La fièvre de la population est un appel à ce que cesse une certaine hypocrisie de fait : »sur le terrain », chacun constate que la croissance n’est plus liée à l’augmentation de la qualité de de vie. Or, le monde politique et intellectuel continue à prétendre le contraire, comme si le quotidien vécu ne resustait pas à la toute puissante pertinence de l’analyse intellectuelle.
Ce déni de réalité des élite est à l’origine du sentiment réel manque de respect ressenti par la population. Or, le déni de réalité n’en donctinne jamais longtemps : parce qu’il ne change pas la réalité (qui se moque de ce qu’on pense).

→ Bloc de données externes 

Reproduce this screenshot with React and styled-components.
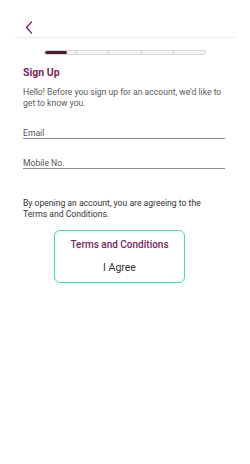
import styled, { createGlobalStyle } from "styled-components"

const GlobalStyle = createGlobalStyle`
html, body {
  margin: 0;
  padding: 0;
  background: #ffffff;
}
body {
  font-family: Roboto, "Noto Sans", sans-serif;
}
`

const Container = styled.div`
width: 250px;
height: 464px;
background: #ffffff;
display: flex;
flex-direction: column;
`

const Header = styled.div`
height: 38px;
margin: 0 15px;
border-bottom: 1.5px solid #ebebeb;
display: flex;
align-items: flex-end;
padding: 0 0 3px 10px;
box-sizing: border-box;
`

const BackButton = styled.button`
border: none;
background: none;
padding: 0;
display: flex;
align-items: center;
cursor: pointer;
`

const ProgressRow = styled.div`
display: flex;
justify-content: center;
margin-top: 12px;
`

const Track = styled.div`
width: 160px;
height: 3px;
border: 0.5px solid #d6d6d6;
border-radius: 3px;
background: #f4f4f4;
display: flex;
position: relative;
overflow: hidden;
`

const Segment = styled.div`
flex: 1;
border-right: ${(p) => (p.last ? "none" : "1px solid #cfcfcf")};
`

const Fill = styled.div`
position: absolute;
left: 0;
top: 0;
bottom: 0;
width: 22px;
background: #4d1a3d;
border-radius: 3px;
`

const Content = styled.div`
padding: 0 25px 0 23px;
display: flex;
flex-direction: column;
`

const Title = styled.h1`
margin: 11px 0 0;
font-size: 10.5px;
line-height: 13px;
font-weight: 700;
color: #7a1f5c;
`

const Intro = styled.p`
margin: 8px 0 0;
font-size: 8.6px;
line-height: 10.5px;
color: #5a5a5a;
`

const Field = styled.label`
display: block;
margin-top: ${(p) => p.top}px;
font-size: 8.6px;
color: #555555;
border-bottom: 1.2px solid #8c8c8c;
padding-bottom: 0;
line-height: 10px;
`

const Notice = styled.p`
margin: 29px 0 0;
font-size: 8.6px;
line-height: 10.5px;
color: #333333;
`

const TermsCard = styled.div`
align-self: flex-start;
margin: 11px 0 0 31px;
width: 131px;
height: 53px;
box-sizing: border-box;
border: 1.5px solid #3fd8c9;
border-radius: 6px;
display: flex;
flex-direction: column;
align-items: center;
justify-content: center;
gap: 11px;
`

const TermsLink = styled.div`
font-size: 10px;
font-weight: 500;
color: #7a1f5c;
`

const AgreeText = styled.div`
font-size: 10.5px;
color: #333333;
`

const ChevronLeft = () => (
    <svg width="8" height="13" viewBox="0 0 8 13" fill="none">
        <path d="M6.5 1 L1.5 6.5 L6.5 12" stroke="#7a1f5c" strokeWidth="1.2" strokeLinecap="round" strokeLinejoin="round" />
    </svg>
)

const App = () => {
    return (
        <Container>
            <GlobalStyle />
            <Header>
                <BackButton aria-label="Back">
                    <ChevronLeft />
                </BackButton>
            </Header>
            <ProgressRow>
                <Track>
                    <Segment />
                    <Segment />
                    <Segment />
                    <Segment />
                    <Segment last />
                    <Fill />
                </Track>
            </ProgressRow>
            <Content>
                <Title>Sign Up</Title>
                <Intro>Hello! Before you sign up for an account, we'd like to get to know you.</Intro>
                <Field top={20}>Email</Field>
                <Field top={19}>Mobile No.</Field>
                <Notice>By opening an account, you are agreeing to the Terms and Conditions.</Notice>
                <TermsCard>
                    <TermsLink>Terms and Conditions</TermsLink>
                    <AgreeText>I Agree</AgreeText>
                </TermsCard>
            </Content>
        </Container>
    )
}

export default App
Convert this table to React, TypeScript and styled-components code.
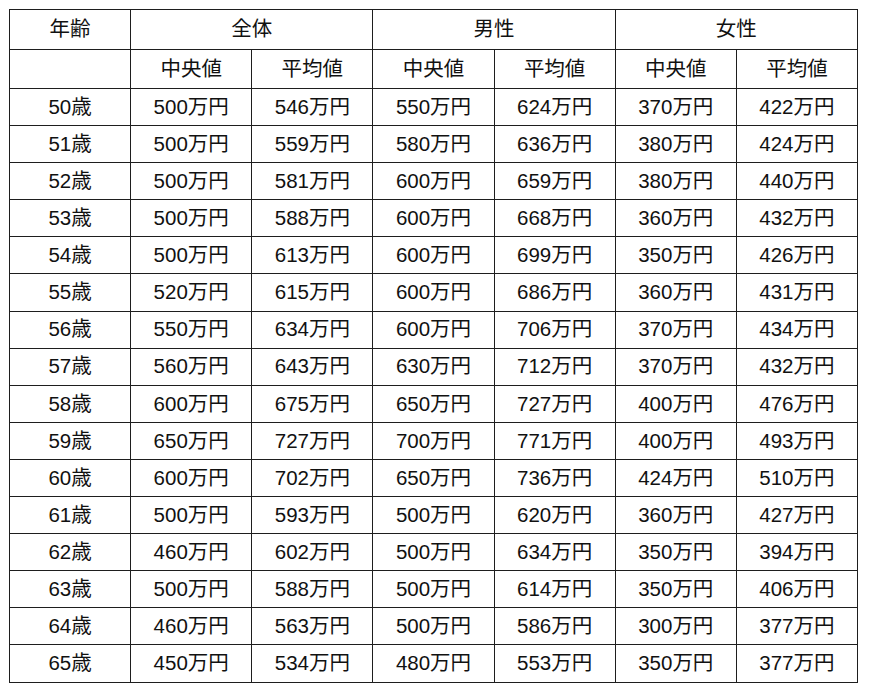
import React from "react";
import styled, { createGlobalStyle } from "styled-components";

const Global = createGlobalStyle`
  html, body { margin: 0; padding: 0; background: #fff; }
  body { font-family: "Liberation Sans", "Noto Sans CJK JP", sans-serif; color: #111; }
`;

const Page = styled.div`
  padding: 9px 0 0 9px;
`;

const Table = styled.table`
  border-collapse: collapse;
  width: 849px;
  table-layout: fixed;
  font-size: 20.5px;
`;

const HeadRow = styled.tr`
  height: 39.5px;
`;

const Row = styled.tr`
  height: 37.1px;
`;

const Cell = styled.td`
  border: 1px solid #1e1e1e;
  text-align: center;
  vertical-align: middle;
  padding: 0;
  line-height: 1;
`;

const HeadCell = styled(Cell).attrs({ as: "th" })`
  font-weight: normal;
`;

const rows: [string, string, string, string, string, string, string][] = [
  ["50歳", "500", "546", "550", "624", "370", "422"],
  ["51歳", "500", "559", "580", "636", "380", "424"],
  ["52歳", "500", "581", "600", "659", "380", "440"],
  ["53歳", "500", "588", "600", "668", "360", "432"],
  ["54歳", "500", "613", "600", "699", "350", "426"],
  ["55歳", "520", "615", "600", "686", "360", "431"],
  ["56歳", "550", "634", "600", "706", "370", "434"],
  ["57歳", "560", "643", "630", "712", "370", "432"],
  ["58歳", "600", "675", "650", "727", "400", "476"],
  ["59歳", "650", "727", "700", "771", "400", "493"],
  ["60歳", "600", "702", "650", "736", "424", "510"],
  ["61歳", "500", "593", "500", "620", "360", "427"],
  ["62歳", "460", "602", "500", "634", "350", "394"],
  ["63歳", "500", "588", "500", "614", "350", "406"],
  ["64歳", "460", "563", "500", "586", "300", "377"],
  ["65歳", "450", "534", "480", "553", "350", "377"],
];

export default function App() {
  return (
    <Page>
      <Global />
      <Table>
        <thead>
          <HeadRow>
            <HeadCell>年齢</HeadCell>
            <HeadCell colSpan={2}>全体</HeadCell>
            <HeadCell colSpan={2}>男性</HeadCell>
            <HeadCell colSpan={2}>女性</HeadCell>
          </HeadRow>
          <HeadRow>
            <HeadCell></HeadCell>
            <HeadCell>中央値</HeadCell>
            <HeadCell>平均値</HeadCell>
            <HeadCell>中央値</HeadCell>
            <HeadCell>平均値</HeadCell>
            <HeadCell>中央値</HeadCell>
            <HeadCell>平均値</HeadCell>
          </HeadRow>
        </thead>
        <tbody>
          {rows.map((r) => (
            <Row key={r[0]}>
              <Cell>{r[0]}</Cell>
              {r.slice(1).map((v, i) => (
                <Cell key={i}>{v}万円</Cell>
              ))}
            </Row>
          ))}
        </tbody>
      </Table>
    </Page>
  );
}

Il n’y a pas une crise de confiance des citoyens. Il y a une crise de crédibilité des élites.
Celle-ci vient directement de ce déni de réalité : croissance n’est plus progrès et ils refusent de l’entendre car ils refusent d’engager les luttes (je déteste ce mot connoté) nécessaires pour rééquilibrer les forces en place, notamment économiques.
Ou essentiellement économiques ?
L’analyse est valable, un peu longue, elle aurait gagné à être plus simple, plus directe moins entrelacé pour satisfaire l’ordinaire.